▸ Supplied information
"""

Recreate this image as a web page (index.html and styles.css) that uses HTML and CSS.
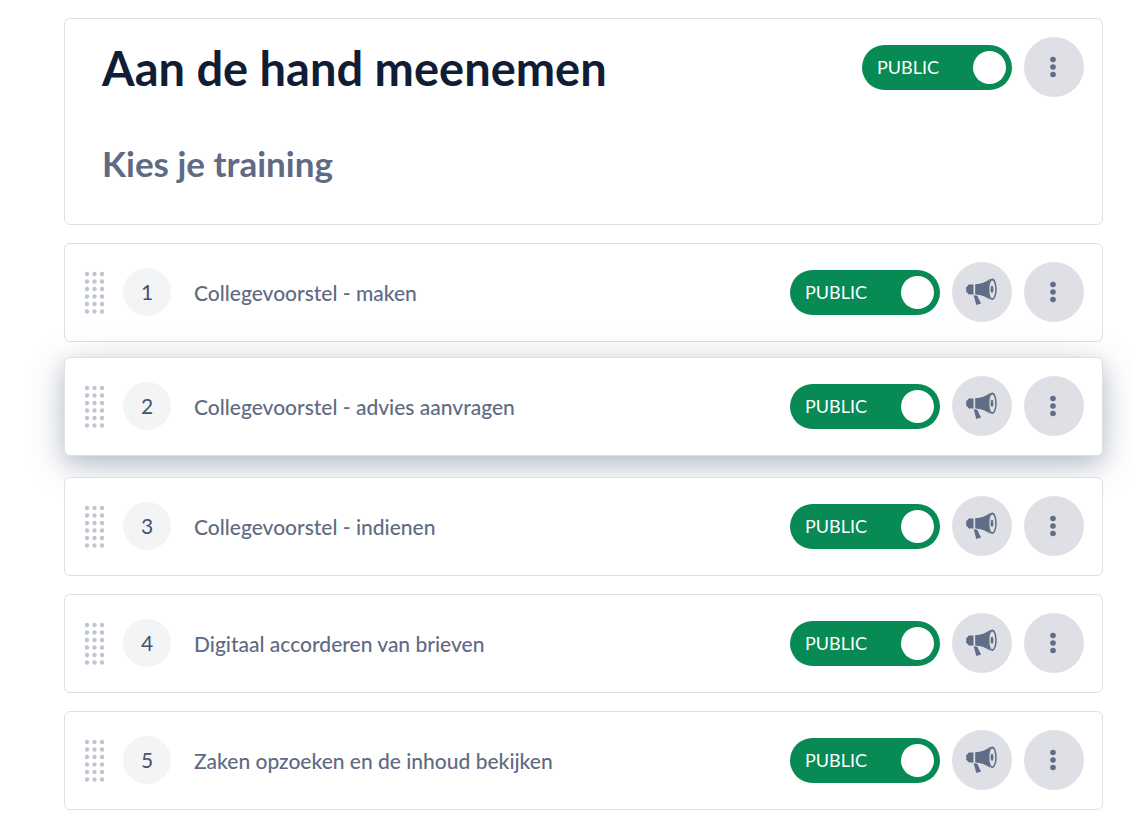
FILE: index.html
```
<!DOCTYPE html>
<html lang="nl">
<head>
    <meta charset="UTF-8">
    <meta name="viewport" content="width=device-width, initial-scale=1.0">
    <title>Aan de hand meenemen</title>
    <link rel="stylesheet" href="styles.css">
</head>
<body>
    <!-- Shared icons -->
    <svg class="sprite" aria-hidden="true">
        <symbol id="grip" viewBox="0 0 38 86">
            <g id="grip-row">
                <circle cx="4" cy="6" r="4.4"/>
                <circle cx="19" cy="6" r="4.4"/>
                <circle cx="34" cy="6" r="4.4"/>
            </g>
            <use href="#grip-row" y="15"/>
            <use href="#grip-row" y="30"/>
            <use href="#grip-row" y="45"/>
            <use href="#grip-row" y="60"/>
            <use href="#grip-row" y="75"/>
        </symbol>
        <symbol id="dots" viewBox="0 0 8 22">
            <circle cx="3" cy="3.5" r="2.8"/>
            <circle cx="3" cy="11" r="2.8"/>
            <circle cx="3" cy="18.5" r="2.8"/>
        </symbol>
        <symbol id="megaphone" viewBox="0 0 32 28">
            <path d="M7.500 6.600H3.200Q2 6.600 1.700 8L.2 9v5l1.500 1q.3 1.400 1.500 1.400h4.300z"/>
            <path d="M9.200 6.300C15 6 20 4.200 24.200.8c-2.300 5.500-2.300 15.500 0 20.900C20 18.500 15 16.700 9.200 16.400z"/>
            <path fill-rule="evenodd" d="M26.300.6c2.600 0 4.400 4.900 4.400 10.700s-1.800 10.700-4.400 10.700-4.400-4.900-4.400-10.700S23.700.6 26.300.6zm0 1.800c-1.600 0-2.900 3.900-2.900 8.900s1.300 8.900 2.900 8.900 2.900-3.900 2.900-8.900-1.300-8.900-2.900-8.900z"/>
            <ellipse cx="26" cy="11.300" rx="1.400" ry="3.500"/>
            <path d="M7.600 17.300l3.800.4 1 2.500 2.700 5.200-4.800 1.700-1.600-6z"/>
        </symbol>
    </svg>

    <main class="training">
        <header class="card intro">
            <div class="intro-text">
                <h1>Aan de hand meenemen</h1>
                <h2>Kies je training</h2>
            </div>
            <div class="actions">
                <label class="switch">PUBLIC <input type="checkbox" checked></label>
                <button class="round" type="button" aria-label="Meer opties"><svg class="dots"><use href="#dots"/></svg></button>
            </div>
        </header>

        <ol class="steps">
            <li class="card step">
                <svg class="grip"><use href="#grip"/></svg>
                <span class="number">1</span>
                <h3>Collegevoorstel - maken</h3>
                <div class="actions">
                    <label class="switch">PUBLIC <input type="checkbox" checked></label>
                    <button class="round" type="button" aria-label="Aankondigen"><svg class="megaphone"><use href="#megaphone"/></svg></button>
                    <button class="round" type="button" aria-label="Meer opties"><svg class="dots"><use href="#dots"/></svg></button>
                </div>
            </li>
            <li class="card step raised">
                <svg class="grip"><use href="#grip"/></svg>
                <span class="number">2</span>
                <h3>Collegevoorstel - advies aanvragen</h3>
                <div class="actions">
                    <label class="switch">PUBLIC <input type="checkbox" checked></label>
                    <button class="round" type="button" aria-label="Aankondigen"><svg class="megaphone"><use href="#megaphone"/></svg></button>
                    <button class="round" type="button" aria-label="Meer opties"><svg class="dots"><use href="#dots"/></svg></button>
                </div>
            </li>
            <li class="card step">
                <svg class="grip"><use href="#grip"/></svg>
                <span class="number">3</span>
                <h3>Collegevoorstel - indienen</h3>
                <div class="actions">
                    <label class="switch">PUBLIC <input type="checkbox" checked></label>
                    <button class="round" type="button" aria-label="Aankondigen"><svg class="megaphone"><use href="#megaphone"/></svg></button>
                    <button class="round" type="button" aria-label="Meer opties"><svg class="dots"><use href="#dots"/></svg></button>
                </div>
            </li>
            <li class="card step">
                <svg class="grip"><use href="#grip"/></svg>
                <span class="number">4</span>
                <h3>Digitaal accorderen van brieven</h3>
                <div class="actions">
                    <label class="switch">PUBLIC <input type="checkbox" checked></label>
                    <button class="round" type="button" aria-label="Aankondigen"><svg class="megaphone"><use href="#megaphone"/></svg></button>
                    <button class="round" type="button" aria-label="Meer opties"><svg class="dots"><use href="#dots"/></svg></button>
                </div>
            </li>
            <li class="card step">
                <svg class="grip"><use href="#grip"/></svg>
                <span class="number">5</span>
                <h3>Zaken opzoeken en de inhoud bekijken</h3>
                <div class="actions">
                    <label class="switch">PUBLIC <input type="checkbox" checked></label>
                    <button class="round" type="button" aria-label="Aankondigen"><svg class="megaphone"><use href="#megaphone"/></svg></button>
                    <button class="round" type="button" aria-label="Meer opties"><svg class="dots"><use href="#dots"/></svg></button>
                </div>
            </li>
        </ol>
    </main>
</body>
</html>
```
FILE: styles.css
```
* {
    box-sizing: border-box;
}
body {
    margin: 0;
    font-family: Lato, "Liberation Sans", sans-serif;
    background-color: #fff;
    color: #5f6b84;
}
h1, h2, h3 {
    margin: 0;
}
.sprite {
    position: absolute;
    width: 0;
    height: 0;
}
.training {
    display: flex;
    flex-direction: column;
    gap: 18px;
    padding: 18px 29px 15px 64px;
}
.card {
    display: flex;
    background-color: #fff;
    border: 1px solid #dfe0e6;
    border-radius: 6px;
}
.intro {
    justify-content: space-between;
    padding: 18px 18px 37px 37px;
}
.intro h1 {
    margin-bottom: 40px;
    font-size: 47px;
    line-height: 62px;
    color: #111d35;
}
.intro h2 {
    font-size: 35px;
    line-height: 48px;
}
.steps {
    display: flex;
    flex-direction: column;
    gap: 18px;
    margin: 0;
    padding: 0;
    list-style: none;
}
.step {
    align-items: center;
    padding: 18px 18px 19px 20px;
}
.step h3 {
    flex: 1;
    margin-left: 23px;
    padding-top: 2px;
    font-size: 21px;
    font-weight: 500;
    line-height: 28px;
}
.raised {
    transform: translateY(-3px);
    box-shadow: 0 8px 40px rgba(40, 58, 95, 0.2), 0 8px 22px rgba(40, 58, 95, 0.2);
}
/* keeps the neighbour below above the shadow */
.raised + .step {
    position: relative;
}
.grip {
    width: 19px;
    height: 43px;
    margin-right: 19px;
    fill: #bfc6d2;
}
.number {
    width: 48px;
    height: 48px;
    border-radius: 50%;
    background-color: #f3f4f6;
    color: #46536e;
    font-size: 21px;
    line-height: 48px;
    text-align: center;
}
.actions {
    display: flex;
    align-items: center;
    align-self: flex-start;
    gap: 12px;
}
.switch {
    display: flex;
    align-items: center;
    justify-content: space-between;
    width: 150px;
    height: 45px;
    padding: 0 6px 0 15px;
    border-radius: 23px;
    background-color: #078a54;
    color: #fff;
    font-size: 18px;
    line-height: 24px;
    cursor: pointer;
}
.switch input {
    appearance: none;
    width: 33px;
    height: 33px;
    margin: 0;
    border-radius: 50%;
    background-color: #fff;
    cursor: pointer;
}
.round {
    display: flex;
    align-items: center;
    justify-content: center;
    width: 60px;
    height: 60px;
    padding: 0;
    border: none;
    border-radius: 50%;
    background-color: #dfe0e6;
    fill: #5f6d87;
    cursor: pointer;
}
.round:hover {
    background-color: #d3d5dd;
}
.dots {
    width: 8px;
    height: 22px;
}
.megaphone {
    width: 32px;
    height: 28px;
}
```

"""

▸ What the task asks
List each line holding the string "styles".

▸ Answer for this exercise
Recreate this image as a web page (index.html and styles.css) that uses HTML and CSS.
    <link rel="stylesheet" href="styles.css">
FILE: styles.css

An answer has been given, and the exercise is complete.